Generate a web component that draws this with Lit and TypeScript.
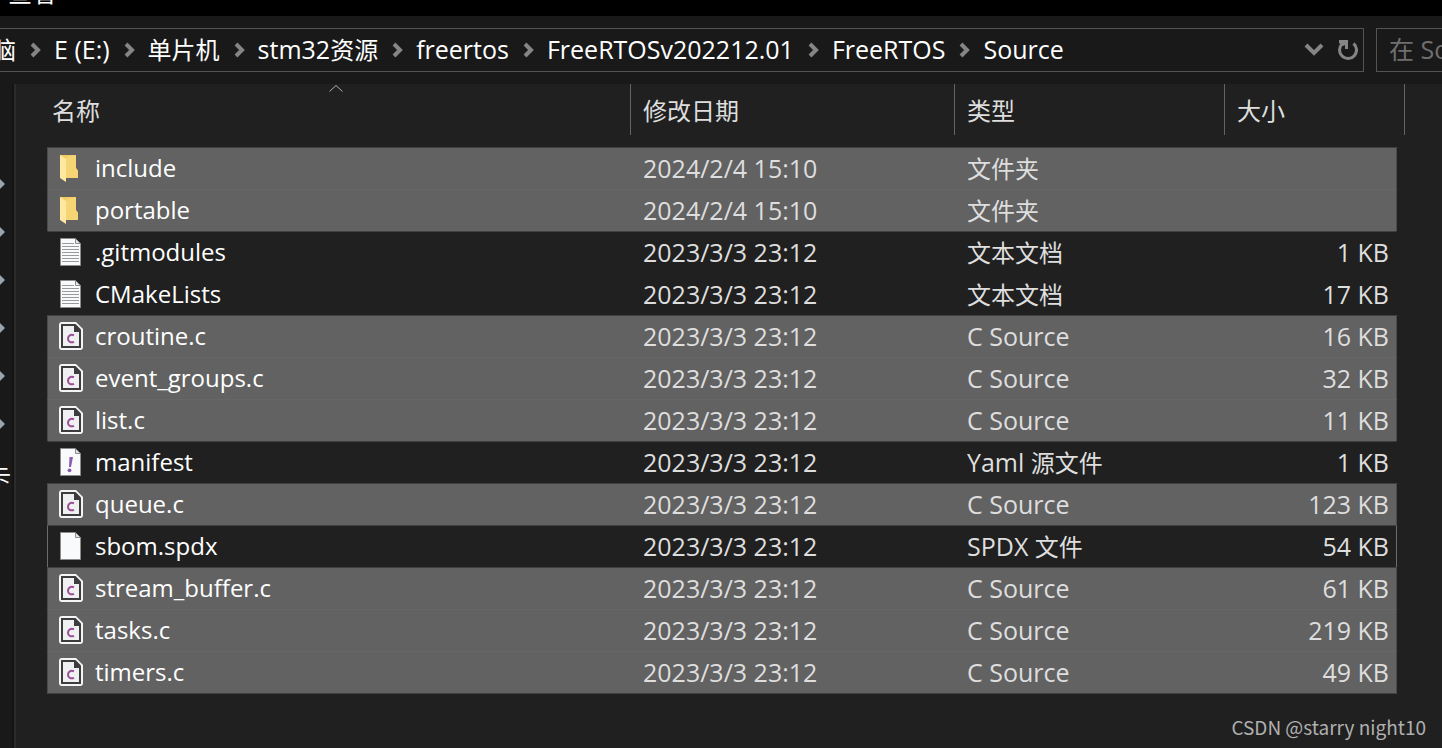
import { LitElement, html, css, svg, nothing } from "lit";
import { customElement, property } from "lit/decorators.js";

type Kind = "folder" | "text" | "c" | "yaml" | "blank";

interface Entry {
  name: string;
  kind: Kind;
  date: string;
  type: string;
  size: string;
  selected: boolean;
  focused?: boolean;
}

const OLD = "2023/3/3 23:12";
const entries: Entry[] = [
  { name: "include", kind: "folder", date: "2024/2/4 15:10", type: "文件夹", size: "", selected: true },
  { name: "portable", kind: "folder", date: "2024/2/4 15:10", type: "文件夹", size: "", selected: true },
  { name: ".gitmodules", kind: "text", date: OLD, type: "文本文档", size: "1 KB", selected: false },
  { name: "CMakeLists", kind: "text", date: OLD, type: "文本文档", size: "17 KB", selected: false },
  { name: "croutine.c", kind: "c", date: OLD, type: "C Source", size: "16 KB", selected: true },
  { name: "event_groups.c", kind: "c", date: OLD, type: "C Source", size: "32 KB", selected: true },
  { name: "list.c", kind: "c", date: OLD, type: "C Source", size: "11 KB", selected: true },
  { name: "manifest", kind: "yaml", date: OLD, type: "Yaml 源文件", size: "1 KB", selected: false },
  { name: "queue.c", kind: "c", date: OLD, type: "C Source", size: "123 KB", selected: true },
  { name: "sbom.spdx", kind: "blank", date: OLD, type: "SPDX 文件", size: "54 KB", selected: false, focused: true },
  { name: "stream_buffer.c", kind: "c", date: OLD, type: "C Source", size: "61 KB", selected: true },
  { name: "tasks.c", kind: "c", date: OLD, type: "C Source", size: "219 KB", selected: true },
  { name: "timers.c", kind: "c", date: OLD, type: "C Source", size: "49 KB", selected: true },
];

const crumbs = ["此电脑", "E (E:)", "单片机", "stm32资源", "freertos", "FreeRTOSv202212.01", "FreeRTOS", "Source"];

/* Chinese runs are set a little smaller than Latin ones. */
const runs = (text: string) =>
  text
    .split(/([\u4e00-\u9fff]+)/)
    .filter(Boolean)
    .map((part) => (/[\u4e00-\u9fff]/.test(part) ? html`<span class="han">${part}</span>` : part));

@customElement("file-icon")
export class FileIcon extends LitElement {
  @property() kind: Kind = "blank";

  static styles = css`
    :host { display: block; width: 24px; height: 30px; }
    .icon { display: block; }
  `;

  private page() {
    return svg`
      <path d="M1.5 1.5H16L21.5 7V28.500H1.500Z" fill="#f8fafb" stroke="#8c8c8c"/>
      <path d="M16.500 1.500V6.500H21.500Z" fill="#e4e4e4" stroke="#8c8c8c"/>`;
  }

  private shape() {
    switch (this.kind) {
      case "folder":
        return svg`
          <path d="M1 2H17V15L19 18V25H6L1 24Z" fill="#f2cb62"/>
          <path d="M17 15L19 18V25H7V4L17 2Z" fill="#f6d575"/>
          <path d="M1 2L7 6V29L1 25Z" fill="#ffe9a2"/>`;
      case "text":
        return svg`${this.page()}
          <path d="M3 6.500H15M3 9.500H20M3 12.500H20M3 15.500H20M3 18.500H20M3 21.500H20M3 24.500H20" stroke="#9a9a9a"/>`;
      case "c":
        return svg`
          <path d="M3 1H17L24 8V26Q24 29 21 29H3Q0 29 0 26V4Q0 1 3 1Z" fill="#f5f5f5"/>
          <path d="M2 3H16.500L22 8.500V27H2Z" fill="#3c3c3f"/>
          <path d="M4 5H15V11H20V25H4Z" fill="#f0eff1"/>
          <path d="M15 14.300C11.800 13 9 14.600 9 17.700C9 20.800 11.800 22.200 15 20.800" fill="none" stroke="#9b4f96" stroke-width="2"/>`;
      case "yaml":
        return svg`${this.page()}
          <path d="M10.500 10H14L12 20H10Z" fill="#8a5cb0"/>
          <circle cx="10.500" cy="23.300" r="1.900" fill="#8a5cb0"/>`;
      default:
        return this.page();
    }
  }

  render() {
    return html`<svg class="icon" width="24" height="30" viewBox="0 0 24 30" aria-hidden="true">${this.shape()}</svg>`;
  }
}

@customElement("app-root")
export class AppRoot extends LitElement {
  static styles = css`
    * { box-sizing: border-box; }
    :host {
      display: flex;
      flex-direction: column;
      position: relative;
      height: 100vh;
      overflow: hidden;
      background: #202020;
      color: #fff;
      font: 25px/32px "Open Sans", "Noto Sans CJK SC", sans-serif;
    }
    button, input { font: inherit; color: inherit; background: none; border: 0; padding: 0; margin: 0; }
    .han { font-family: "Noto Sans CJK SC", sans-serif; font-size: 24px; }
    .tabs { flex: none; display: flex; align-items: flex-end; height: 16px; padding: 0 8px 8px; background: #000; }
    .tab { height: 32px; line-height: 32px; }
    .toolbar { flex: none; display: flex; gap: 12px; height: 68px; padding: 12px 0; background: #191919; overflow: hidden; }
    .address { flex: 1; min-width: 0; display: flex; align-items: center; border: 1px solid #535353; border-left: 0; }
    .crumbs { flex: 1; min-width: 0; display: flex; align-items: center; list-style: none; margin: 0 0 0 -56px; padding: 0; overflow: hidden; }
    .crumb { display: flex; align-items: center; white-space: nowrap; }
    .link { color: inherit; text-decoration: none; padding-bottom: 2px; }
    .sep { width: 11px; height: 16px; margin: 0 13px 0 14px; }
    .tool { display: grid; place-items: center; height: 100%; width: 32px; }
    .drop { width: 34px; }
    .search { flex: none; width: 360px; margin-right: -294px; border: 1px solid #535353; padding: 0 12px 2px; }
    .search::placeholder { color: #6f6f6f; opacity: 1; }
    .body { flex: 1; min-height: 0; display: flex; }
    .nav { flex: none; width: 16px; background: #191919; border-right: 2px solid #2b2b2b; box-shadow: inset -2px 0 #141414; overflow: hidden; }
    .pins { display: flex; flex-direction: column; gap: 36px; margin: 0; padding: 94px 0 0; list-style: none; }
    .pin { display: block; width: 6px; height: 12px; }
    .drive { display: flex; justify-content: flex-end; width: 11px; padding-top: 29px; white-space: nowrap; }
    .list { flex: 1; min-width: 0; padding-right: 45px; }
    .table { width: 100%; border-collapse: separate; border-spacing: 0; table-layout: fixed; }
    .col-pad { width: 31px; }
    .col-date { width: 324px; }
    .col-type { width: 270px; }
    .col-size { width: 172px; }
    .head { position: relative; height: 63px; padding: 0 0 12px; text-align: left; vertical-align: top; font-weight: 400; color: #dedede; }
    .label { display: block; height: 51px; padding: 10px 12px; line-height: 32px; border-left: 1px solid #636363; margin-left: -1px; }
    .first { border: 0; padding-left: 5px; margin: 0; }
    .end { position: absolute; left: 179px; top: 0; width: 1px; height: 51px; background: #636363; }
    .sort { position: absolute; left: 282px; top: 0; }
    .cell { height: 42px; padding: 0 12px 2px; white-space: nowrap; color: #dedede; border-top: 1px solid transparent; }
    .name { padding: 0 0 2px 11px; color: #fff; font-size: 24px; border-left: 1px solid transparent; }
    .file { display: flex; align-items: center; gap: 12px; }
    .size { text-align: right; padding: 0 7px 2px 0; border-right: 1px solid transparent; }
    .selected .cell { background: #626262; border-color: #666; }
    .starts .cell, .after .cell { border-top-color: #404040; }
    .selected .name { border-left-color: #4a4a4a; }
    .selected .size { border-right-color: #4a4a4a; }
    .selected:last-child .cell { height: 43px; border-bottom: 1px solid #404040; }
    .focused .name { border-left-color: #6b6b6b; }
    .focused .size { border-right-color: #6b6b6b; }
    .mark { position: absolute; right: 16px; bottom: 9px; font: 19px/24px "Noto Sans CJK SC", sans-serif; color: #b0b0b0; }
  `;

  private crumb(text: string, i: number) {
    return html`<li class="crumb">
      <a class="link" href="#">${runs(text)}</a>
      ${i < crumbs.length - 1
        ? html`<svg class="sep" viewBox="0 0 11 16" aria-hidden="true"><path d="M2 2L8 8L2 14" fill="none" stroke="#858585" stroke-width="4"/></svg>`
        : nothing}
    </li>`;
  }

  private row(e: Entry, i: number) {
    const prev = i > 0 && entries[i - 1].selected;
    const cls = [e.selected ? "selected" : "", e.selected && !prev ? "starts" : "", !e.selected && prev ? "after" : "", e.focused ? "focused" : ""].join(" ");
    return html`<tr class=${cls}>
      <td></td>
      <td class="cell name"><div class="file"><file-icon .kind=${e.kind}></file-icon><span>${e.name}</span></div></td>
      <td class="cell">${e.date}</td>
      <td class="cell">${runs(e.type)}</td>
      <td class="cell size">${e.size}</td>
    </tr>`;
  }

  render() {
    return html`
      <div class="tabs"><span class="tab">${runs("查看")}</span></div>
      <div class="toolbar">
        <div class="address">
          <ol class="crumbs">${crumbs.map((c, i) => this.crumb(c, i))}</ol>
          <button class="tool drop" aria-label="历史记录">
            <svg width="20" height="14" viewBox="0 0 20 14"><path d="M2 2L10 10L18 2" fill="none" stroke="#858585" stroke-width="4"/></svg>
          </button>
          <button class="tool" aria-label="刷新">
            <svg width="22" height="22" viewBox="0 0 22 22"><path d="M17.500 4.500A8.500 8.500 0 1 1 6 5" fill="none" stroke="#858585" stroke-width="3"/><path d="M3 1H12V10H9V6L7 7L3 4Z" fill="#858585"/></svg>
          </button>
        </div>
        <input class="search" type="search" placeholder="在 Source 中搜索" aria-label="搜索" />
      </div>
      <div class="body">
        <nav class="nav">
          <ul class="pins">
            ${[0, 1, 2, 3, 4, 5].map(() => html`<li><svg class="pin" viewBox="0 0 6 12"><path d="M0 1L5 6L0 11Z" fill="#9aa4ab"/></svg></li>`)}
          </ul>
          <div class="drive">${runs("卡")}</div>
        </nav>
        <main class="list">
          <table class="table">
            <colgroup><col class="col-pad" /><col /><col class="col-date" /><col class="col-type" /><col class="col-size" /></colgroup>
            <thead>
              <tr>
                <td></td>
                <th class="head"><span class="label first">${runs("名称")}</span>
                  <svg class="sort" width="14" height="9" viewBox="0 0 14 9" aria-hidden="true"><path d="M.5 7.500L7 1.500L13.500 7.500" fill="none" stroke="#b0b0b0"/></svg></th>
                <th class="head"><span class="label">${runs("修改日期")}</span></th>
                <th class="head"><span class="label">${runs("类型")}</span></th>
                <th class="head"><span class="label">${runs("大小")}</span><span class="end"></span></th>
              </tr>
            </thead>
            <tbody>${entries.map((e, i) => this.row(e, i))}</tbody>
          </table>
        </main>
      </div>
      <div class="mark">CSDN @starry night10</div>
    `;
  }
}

Given problem: Identify and copy the lines holding the word "this".

Solved problem:
Generate a web component that draws this with Lit and TypeScript.
    switch (this.kind) {
        return svg`${this.page()}
        return svg`${this.page()}
        return this.page();
    return html`<svg class="icon" width="24" height="30" viewBox="0 0 24 30" aria-hidden="true">${this.shape()}</svg>`;
          <ol class="crumbs">${crumbs.map((c, i) => this.crumb(c, i))}</ol>
            <tbody>${entries.map((e, i) => this.row(e, i))}</tbody>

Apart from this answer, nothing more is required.